Here are some thoughtful predictions for 2021 that have been compiled by the crack staff at The Lucky Puppy.
- 2020 model cars will start disintegrating.
- COVID19 will mutate into a form of airborne AIDS.
- Your cell phone number will be revealed as the Mark of the Beast.
- President Biden forms a commission to prove that birds don’t exist.
- Heterosexuality will be outlawed.
- The Government will video tape you 24/7.
- Gingers will form a new political party.
- Marijuana will be legalized nationwide, as well as Heroin and LSD.
- White privilege cards will have a $500 limit.
- Early voting will begin in April for the 2024, 2030 and 2034 elections.

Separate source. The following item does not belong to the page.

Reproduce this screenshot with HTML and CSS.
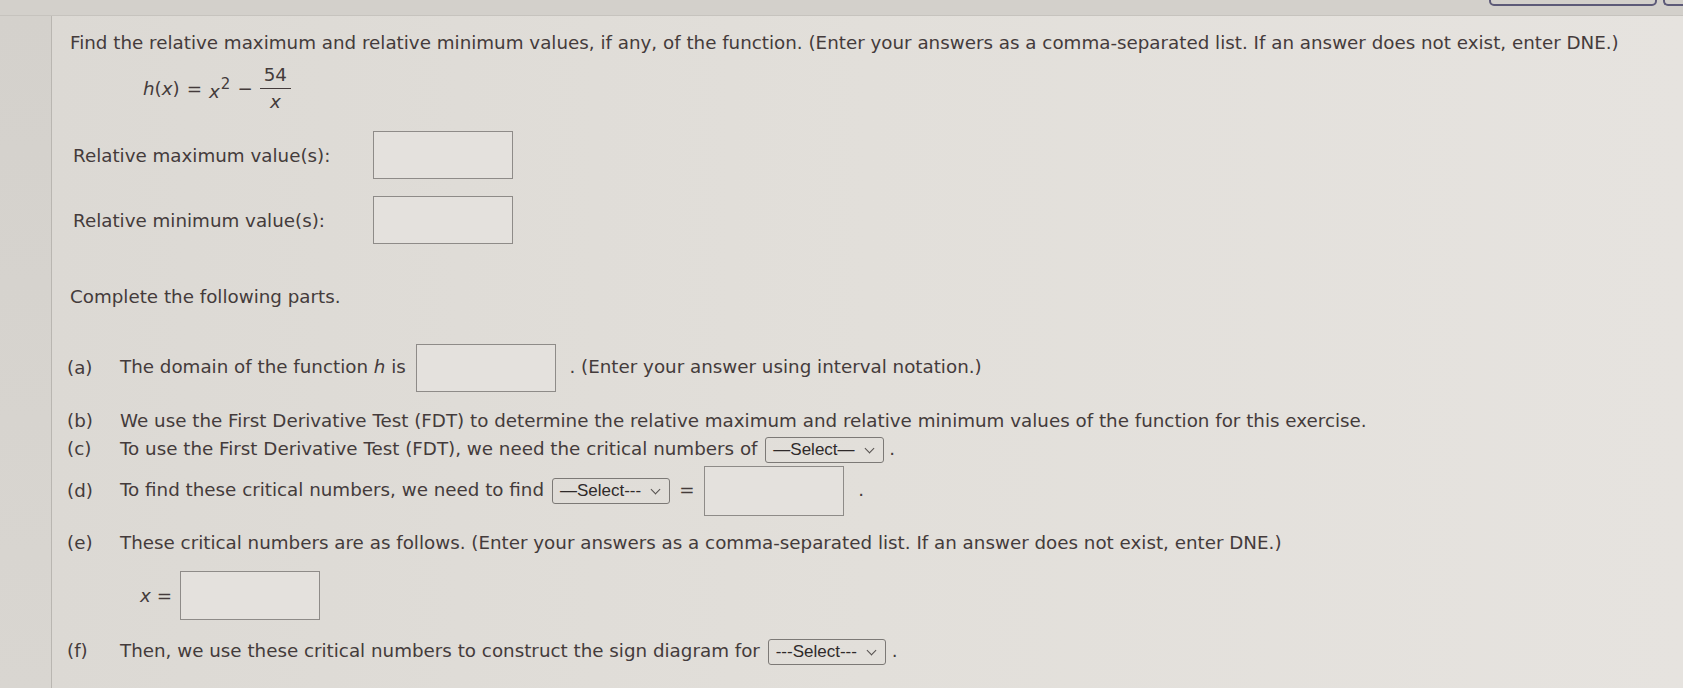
FILE: index.html
```html
<!DOCTYPE html>
<html lang="en">
<head>
    <meta charset="UTF-8">
    <title>Relative Extrema</title>
    <link rel="stylesheet" href="styles.css">
</head>
<body>
    <div class="topbar">
        <div class="top-btn"></div>
        <div class="top-btn short"></div>
    </div>

    <div class="page">
        <div class="gutter"></div>
        <div class="panel">
            <p class="prompt">Find the relative maximum and relative minimum values, if any, of the function. (Enter your answers as a comma-separated list. If an answer does not exist, enter DNE.)</p>

            <div class="formula">
                <span><i>h</i>(<i>x</i>)</span>
                <span class="op">=</span>
                <span><i>x</i><sup>2</sup></span>
                <span class="op">&minus;</span>
                <span class="frac">
                    <span class="num">54</span>
                    <span class="den"><i>x</i></span>
                </span>
            </div>

            <div class="answer-row first">
                <span class="answer-label">Relative maximum value(s):</span>
                <span class="input-box"></span>
            </div>
            <div class="answer-row">
                <span class="answer-label">Relative minimum value(s):</span>
                <span class="input-box"></span>
            </div>

            <p class="complete">Complete the following parts.</p>

            <div class="part part-a">
                <span class="part-tag">(a)</span>
                <span class="part-text">The domain of the function <i>h</i> is <span class="input-box inline"></span> . (Enter your answer using interval notation.)</span>
            </div>
            <div class="part part-b">
                <span class="part-tag">(b)</span>
                <span class="part-text">We use the First Derivative Test (FDT) to determine the relative maximum and relative minimum values of the function for this exercise.</span>
            </div>
            <div class="part part-c">
                <span class="part-tag">(c)</span>
                <span class="part-text">To use the First Derivative Test (FDT), we need the critical numbers of <span class="select">&mdash;Select&mdash; <span class="chev"></span></span> .</span>
            </div>
            <div class="part part-d">
                <span class="part-tag">(d)</span>
                <span class="part-text">To find these critical numbers, we need to find <span class="select">&mdash;Select--- <span class="chev"></span></span><span class="eq">=</span><span class="input-box inline"></span> .</span>
            </div>
            <div class="part part-e">
                <span class="part-tag">(e)</span>
                <span class="part-text">These critical numbers are as follows. (Enter your answers as a comma-separated list. If an answer does not exist, enter DNE.)</span>
            </div>
            <div class="x-row">
                <span><i>x</i> =</span>
                <span class="input-box"></span>
            </div>
            <div class="part part-f">
                <span class="part-tag">(f)</span>
                <span class="part-text">Then, we use these critical numbers to construct the sign diagram for <span class="select">---Select--- <span class="chev"></span></span> .</span>
            </div>
        </div>
    </div>
</body>
</html>
```

FILE: styles.css
```css
* {
    margin: 0;
    padding: 0;
    box-sizing: border-box;
}

body {
    font-family: "DejaVu Sans", Verdana, sans-serif;
    font-size: 18.3px;
    color: #443b3b;
    background: #d6d3ce;
    width: 1683px;
    height: 688px;
    overflow: hidden;
}

.topbar {
    height: 16px;
    background: #d3d0cb;
    border-bottom: 1px solid #c6c3be;
    display: flex;
    justify-content: flex-end;
    gap: 6px;
}

.top-btn {
    width: 168px;
    height: 10px;
    margin-top: -4px;
    border: 2px solid #5d5a78;
    border-radius: 0 0 5px 5px;
}

.top-btn.short {
    width: 20px;
    border-right: none;
    border-radius: 0 0 0 5px;
}

.page {
    display: flex;
    height: 672px;
}

.gutter {
    width: 51px;
    background: linear-gradient(180deg, #d4d1cc, #d9d6d1);
}

.panel {
    flex: 1;
    border-left: 1px solid #b9b6b1;
    background: linear-gradient(90deg, #dcd9d4 0%, #e2dfda 50%, #e6e3df 100%);
    padding: 17px 0 0 18px;
}

.prompt {
    line-height: 20px;
    white-space: nowrap;
}

.formula {
    display: flex;
    align-items: center;
    margin: 10px 0 0 73px;
    height: 50px;
}

.formula .op {
    margin: 0 7px;
}

.formula sup {
    font-size: 15px;
    vertical-align: 9px;
    margin-left: 1px;
}

.frac {
    display: inline-flex;
    flex-direction: column;
    align-items: center;
    line-height: 22px;
}

.frac .num {
    border-bottom: 1px solid #443b3b;
    padding: 0 4px 2px;
}

.frac .den {
    padding-top: 2px;
}

.answer-row {
    display: flex;
    align-items: center;
    height: 48px;
    margin-top: 17px;
    padding-left: 3px;
}

.answer-row.first {
    margin-top: 18px;
}

.answer-label {
    width: 300px;
}

.input-box {
    display: inline-block;
    width: 140px;
    height: 48px;
    border: 1px solid #8e8b88;
    background: #e4e1dd;
    vertical-align: middle;
}

.input-box.inline {
    margin: 0 8px 0 4px;
}

.complete {
    margin-top: 43px;
    line-height: 20px;
}

.part {
    display: flex;
    align-items: center;
    line-height: 28px;
}

.part-tag {
    width: 53px;
    margin-left: -3px;
}

.part-text {
    white-space: nowrap;
}

.part-a {
    margin-top: 36px;
    height: 49px;
}

.part-b {
    margin-top: 15px;
}

.part-d {
    margin-top: 3px;
    height: 50px;
}

.part-d .input-box {
    height: 50px;
    margin-left: 0;
}

.eq {
    margin: 0 10px 0 9px;
}

.part-e {
    margin-top: 13px;
}

.part-f {
    margin-top: 17px;
}

.x-row {
    display: flex;
    align-items: center;
    gap: 8px;
    margin: 14px 0 0 70px;
    height: 49px;
}

.x-row .input-box {
    height: 49px;
}

.select {
    display: inline-flex;
    align-items: center;
    gap: 11px;
    height: 26px;
    padding: 0 8px 0 7px;
    margin-left: 2px;
    border: 1px solid #7c7976;
    border-radius: 3px;
    font-family: "Liberation Sans", Arial, sans-serif;
    font-size: 17px;
    color: #2f2a2a;
    vertical-align: middle;
}

.chev {
    width: 7px;
    height: 7px;
    border-right: 1px solid #55504e;
    border-bottom: 1px solid #55504e;
    transform: rotate(45deg);
    margin: -4px 2px 0 0;
}
```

- Gender will be entirely eliminated.
- Sasquatch is finally proven to be real and are registered Democrats.
- 200K 2020 election ballots are found aboard the International Space Station.
- Hurricanes will start being named after cars.
- Donald Trump creates the Office of the Ex-President.
- Flogging returns to the U.S. Navy.
- The U.S. Space Force reveals that they have been living on the Moon since 1975.
- A nuclear detonation obliterates Detroit, but no one seems to notice.
- The voting age is reduced to 16, the drinking age is reduced to 14 and the age of consent is reduced to 10.
- Jesus returns, throws His hands up and promptly leaves.